%%

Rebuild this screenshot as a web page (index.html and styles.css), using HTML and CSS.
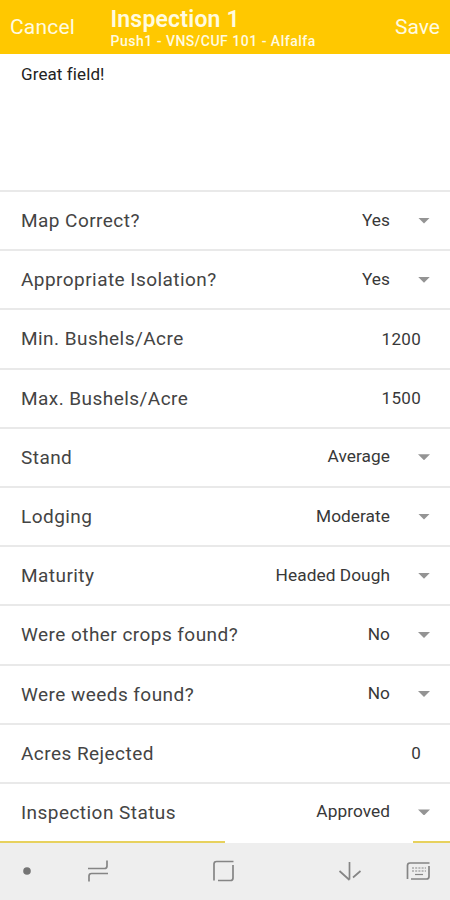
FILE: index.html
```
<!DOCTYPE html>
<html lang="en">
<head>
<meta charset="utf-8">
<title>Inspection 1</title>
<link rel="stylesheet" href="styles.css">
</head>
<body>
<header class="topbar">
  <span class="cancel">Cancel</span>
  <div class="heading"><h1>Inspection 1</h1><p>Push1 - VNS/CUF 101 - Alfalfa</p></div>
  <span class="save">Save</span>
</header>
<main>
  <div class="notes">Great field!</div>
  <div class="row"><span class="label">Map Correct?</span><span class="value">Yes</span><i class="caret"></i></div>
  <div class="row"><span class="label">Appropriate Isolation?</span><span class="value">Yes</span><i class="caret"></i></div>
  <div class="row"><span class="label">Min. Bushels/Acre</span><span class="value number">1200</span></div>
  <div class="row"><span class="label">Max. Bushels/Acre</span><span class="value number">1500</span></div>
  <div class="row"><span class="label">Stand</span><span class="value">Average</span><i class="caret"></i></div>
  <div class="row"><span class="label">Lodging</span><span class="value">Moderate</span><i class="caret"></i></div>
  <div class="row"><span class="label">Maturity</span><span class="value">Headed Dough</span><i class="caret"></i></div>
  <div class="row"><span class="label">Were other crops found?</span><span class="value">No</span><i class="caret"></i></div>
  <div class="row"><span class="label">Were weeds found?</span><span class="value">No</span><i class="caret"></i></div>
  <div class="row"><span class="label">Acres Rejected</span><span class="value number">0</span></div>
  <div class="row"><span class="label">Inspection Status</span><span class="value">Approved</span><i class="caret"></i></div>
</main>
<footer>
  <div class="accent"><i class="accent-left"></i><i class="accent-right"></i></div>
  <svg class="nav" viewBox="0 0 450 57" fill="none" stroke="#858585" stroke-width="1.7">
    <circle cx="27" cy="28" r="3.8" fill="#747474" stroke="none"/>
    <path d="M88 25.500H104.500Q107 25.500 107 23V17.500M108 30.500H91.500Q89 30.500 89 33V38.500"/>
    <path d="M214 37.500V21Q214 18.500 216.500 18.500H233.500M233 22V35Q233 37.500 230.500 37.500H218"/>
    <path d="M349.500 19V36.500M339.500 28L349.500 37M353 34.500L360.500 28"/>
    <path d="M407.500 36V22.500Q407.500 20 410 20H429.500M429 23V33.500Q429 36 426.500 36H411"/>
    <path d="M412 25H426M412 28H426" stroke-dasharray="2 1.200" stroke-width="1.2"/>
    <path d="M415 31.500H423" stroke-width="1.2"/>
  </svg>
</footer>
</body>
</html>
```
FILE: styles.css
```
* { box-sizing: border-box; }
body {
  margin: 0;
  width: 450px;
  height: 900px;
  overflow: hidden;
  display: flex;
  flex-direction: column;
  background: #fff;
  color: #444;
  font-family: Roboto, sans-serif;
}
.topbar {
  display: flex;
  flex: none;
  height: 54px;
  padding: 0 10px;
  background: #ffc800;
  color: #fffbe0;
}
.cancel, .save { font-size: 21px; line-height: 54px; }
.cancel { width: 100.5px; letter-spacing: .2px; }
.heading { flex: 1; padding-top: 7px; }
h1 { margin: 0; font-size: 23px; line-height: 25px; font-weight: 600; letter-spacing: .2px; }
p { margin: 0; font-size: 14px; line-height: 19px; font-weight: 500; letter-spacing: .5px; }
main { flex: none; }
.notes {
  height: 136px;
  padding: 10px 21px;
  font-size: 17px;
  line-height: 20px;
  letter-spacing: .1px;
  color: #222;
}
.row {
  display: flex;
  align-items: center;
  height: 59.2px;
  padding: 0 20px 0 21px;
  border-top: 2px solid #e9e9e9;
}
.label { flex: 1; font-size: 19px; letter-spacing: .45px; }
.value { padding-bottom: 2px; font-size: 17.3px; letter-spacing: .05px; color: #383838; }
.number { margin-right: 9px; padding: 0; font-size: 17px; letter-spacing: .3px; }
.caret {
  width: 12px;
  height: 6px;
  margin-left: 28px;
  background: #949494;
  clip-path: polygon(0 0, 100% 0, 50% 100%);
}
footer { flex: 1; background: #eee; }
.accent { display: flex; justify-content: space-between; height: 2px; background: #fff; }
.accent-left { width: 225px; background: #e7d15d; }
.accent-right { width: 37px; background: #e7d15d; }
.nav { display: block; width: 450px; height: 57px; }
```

%%
%%

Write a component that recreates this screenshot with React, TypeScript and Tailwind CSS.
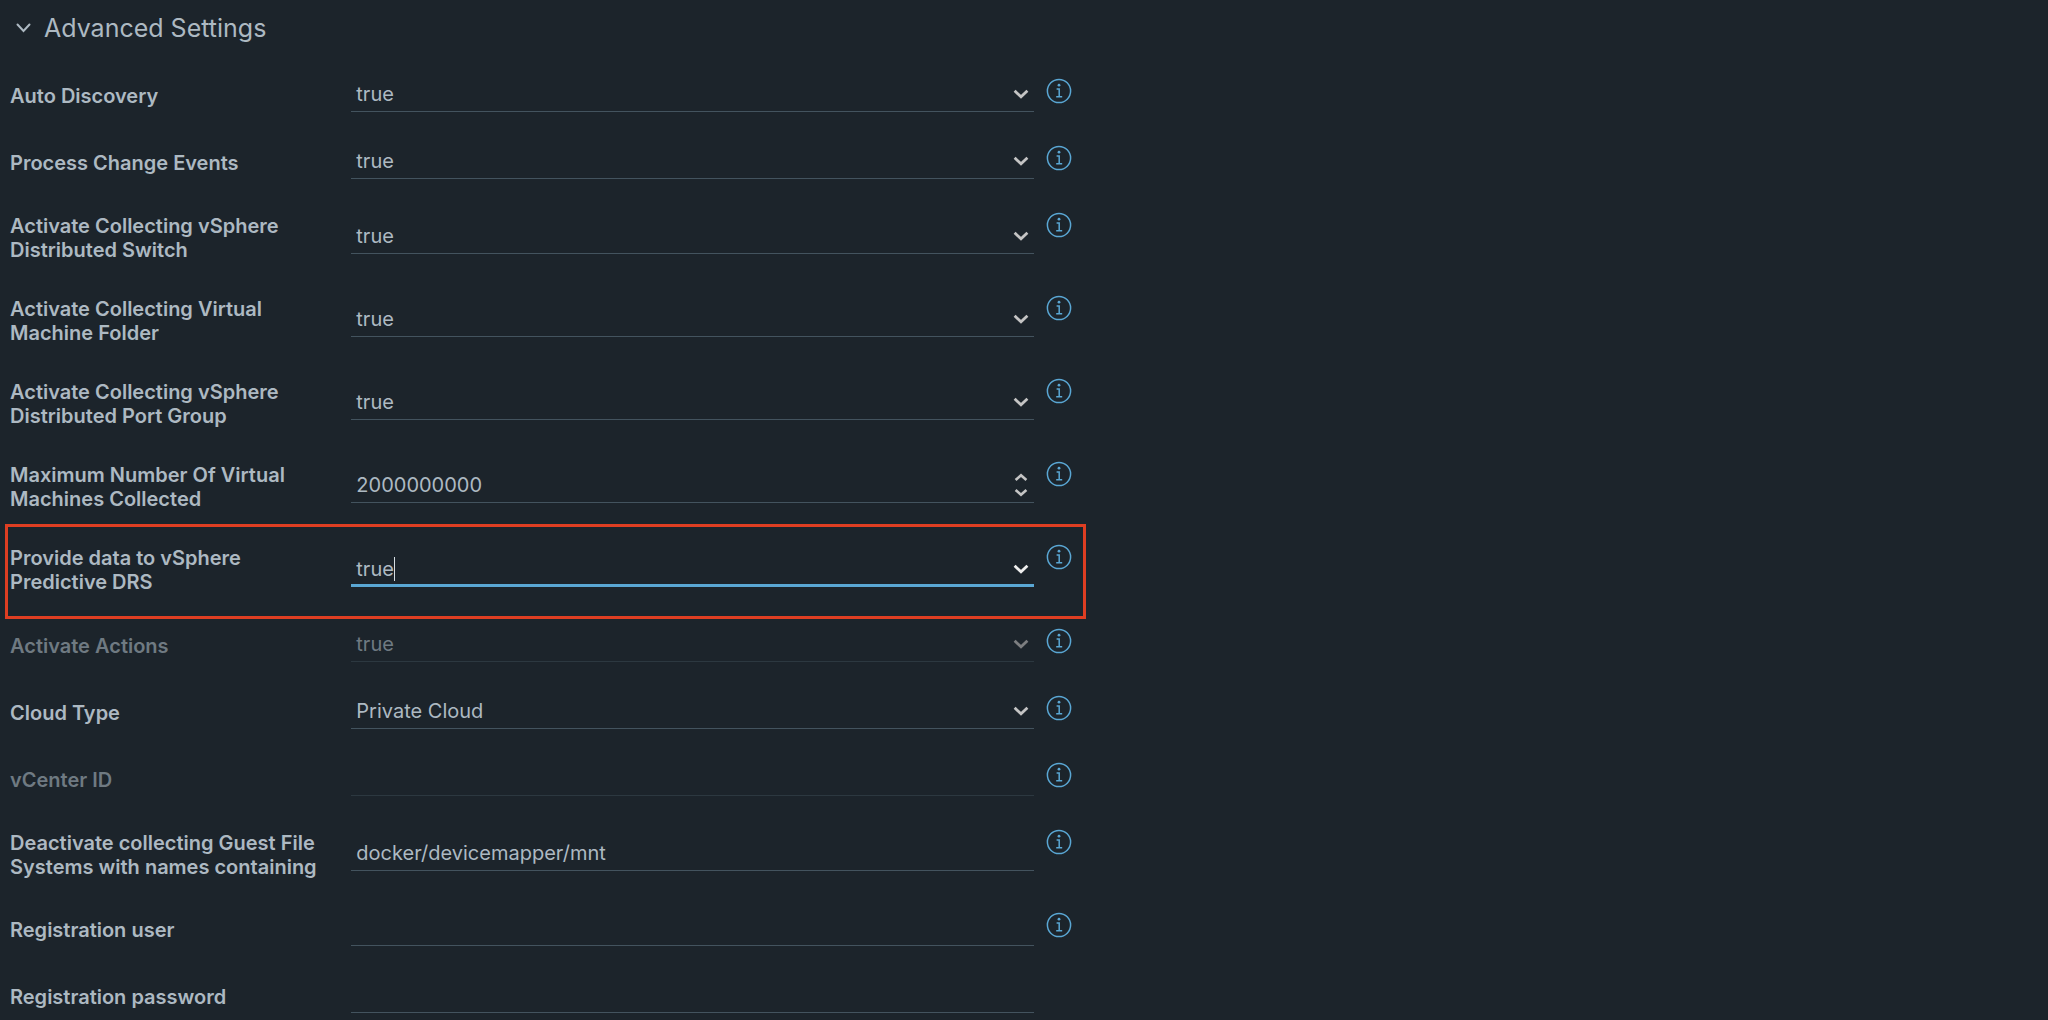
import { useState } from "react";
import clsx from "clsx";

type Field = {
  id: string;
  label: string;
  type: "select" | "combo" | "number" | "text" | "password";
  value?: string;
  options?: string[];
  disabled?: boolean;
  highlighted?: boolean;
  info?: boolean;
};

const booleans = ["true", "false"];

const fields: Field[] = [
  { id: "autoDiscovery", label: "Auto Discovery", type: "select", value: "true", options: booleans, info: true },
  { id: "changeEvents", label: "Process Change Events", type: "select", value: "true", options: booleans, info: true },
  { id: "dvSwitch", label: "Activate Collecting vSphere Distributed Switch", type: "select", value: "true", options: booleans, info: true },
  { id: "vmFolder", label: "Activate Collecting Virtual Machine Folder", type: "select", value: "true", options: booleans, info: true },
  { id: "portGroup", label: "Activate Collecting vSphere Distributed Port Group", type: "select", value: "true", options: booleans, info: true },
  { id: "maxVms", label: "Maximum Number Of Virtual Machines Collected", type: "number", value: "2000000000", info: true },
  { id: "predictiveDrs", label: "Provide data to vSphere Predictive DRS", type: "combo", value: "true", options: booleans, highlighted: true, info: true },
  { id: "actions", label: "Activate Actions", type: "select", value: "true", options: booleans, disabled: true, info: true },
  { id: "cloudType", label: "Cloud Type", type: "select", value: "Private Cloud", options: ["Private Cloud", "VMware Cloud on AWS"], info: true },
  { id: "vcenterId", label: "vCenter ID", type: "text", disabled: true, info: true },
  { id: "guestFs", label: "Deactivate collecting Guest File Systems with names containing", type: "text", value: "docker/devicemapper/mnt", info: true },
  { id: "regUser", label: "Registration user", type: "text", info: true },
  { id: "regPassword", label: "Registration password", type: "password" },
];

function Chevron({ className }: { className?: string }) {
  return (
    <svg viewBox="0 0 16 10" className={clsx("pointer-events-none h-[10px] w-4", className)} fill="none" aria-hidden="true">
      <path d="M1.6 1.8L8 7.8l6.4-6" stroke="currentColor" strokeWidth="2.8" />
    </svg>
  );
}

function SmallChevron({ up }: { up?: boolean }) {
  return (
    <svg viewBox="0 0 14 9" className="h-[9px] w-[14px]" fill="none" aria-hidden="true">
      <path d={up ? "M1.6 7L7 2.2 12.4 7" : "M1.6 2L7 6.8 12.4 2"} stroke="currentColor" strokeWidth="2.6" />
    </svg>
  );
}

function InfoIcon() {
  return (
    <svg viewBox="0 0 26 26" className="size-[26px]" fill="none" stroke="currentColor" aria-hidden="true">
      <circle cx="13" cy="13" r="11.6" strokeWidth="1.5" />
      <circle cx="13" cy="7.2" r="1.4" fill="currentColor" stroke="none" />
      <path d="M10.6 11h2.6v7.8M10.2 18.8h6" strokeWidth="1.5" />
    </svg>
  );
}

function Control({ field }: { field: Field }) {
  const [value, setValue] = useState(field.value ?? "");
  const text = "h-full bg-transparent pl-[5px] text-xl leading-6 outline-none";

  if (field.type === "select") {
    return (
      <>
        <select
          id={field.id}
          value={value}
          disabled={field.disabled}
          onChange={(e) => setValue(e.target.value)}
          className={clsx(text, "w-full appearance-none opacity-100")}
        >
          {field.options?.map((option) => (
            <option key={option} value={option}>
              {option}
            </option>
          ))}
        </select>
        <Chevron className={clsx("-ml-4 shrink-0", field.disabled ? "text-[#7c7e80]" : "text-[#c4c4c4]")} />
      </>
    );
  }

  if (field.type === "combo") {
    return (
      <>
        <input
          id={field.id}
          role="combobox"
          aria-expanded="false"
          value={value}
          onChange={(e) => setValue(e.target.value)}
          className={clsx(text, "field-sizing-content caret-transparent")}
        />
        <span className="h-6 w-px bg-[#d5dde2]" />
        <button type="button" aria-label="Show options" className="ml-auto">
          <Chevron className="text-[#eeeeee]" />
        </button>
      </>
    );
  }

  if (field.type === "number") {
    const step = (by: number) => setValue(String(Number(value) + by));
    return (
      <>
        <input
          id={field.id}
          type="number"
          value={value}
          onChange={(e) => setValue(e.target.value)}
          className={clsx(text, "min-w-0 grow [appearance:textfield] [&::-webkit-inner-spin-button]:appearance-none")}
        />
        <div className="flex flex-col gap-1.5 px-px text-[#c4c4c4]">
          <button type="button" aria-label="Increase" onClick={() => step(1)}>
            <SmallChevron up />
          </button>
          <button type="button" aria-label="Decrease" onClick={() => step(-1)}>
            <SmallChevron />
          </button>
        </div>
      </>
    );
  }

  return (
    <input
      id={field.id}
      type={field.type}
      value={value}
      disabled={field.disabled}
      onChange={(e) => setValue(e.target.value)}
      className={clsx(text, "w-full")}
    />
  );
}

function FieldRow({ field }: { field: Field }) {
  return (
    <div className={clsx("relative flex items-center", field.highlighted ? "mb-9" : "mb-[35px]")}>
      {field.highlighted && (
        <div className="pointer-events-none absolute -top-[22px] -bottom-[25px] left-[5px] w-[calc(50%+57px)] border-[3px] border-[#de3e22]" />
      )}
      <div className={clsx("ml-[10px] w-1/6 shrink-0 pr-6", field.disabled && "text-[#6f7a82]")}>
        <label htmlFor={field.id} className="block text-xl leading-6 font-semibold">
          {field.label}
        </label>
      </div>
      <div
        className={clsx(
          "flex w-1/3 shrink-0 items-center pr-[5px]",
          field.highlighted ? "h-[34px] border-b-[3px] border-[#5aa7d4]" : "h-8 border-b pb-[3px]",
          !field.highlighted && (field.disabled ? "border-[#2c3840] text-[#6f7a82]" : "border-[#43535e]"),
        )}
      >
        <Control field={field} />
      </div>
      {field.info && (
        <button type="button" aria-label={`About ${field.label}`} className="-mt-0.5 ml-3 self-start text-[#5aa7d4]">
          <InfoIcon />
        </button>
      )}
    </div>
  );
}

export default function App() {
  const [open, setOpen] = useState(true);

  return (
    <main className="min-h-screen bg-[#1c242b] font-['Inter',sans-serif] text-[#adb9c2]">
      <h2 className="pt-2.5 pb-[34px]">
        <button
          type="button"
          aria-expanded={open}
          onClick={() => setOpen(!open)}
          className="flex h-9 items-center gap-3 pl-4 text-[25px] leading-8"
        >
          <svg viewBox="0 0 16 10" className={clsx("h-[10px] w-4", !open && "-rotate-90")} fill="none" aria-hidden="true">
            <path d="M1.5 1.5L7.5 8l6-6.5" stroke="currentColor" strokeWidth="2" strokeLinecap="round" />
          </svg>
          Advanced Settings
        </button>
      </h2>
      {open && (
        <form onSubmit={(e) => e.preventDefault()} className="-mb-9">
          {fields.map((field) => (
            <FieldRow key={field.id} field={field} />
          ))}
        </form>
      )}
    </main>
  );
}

%%

● **Problem**
Identify the lines in the entries that hold "screenshot" and return each one.

● **Written reply**
Rebuild this screenshot as a web page (index.html and styles.css), using HTML and CSS.
Write a component that recreates this screenshot with React, TypeScript and Tailwind CSS.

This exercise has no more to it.